The scope of the Southwest installation demands a different staffing approach. “We don’t want to do it that way,” Hornbaker said. “Our achilles heel in this project is our operational readiness. We want people responsible for running the application and knowing the hardware, and people responsible for building the application and knowing the business.”

Operational staff wants to work with Unix and Oracle, Hornbaker said, “and if they’re not, they’re panicking. Everybody thinks if they’re not a Unix administrator they don’t have a future. If you want to have a successful career, you need to adapt to the what a business is trying to do. In my opinion, Unix is not going to win, because there are too many Unixes. Businesses can’t afford to have that many slightly different things in the infrastructure.”

Integration advantage

Hornbaker believes the NT 5.0 version, running SQL Server, will win out over Unix. In the same way, he sees the 3000’s integration as a strategic advantage. “The way the [IMAGE/SQL] database is integrated with the operating system helps reduce my costs and the finger-pointing when I’m having a problem,” he said. In contrast, he says, databases that claim more connectivity on more platforms are less open than they claim.

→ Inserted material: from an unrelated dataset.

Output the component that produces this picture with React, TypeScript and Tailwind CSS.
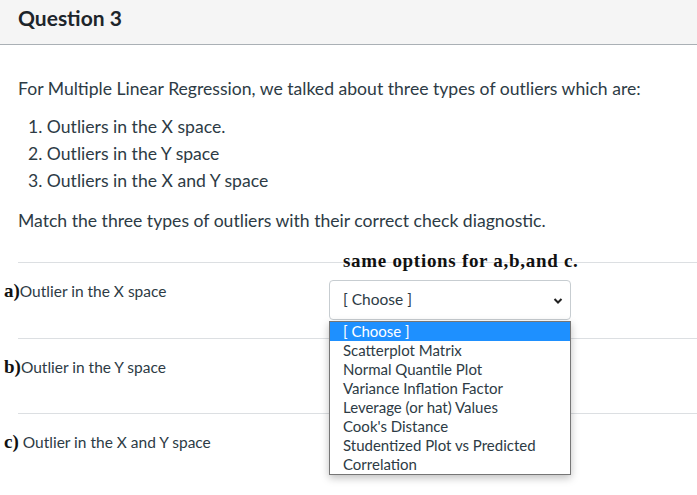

“If you get pregnant with Oracle, you can’t abort it unless you’re willing to throw a lot of money at it,” Hornbaker said. “What they tell everybody isn’t true – I haven’t successfully ported an application from one database to another yet. I balk when I see the price tag, and I get over being mad at the vendor. I live with it, because I don’t want to spend the half million dollars.”

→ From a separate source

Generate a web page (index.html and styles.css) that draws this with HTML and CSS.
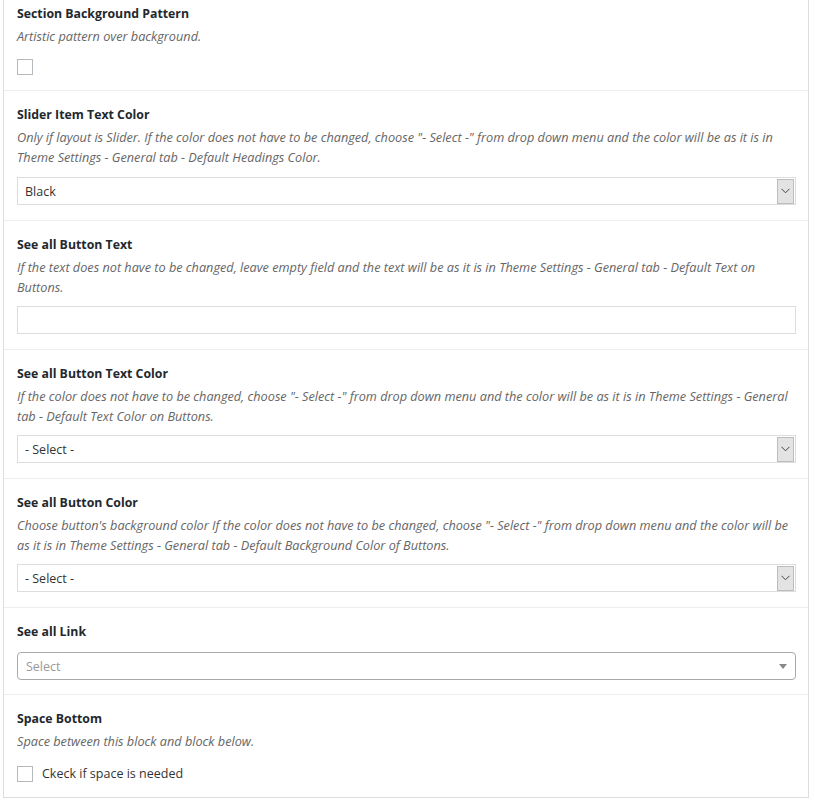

The Southwest system, three years in the making, is ten times the size of its initial 3000 investment in ticketless travel. Executing an advanced business idea like ticketless with proven technology fits the Southwest model. Today most carriers offer ticketless options. Having proven the 3000 can do ticketless well, Southwest has moved its 3000 experiences and testing into a more volatile transaction arena with reservations.

“In ticketless, if we get behind we can deal with it or make it up,” Hornbaker said. “If I lose your reservation, I’m dead. We need to be able to manage our inventory, because we want to make sure we have satisfied customers. We don’t necessarily embrace the latest technology, but that’s saved us a lot of money.”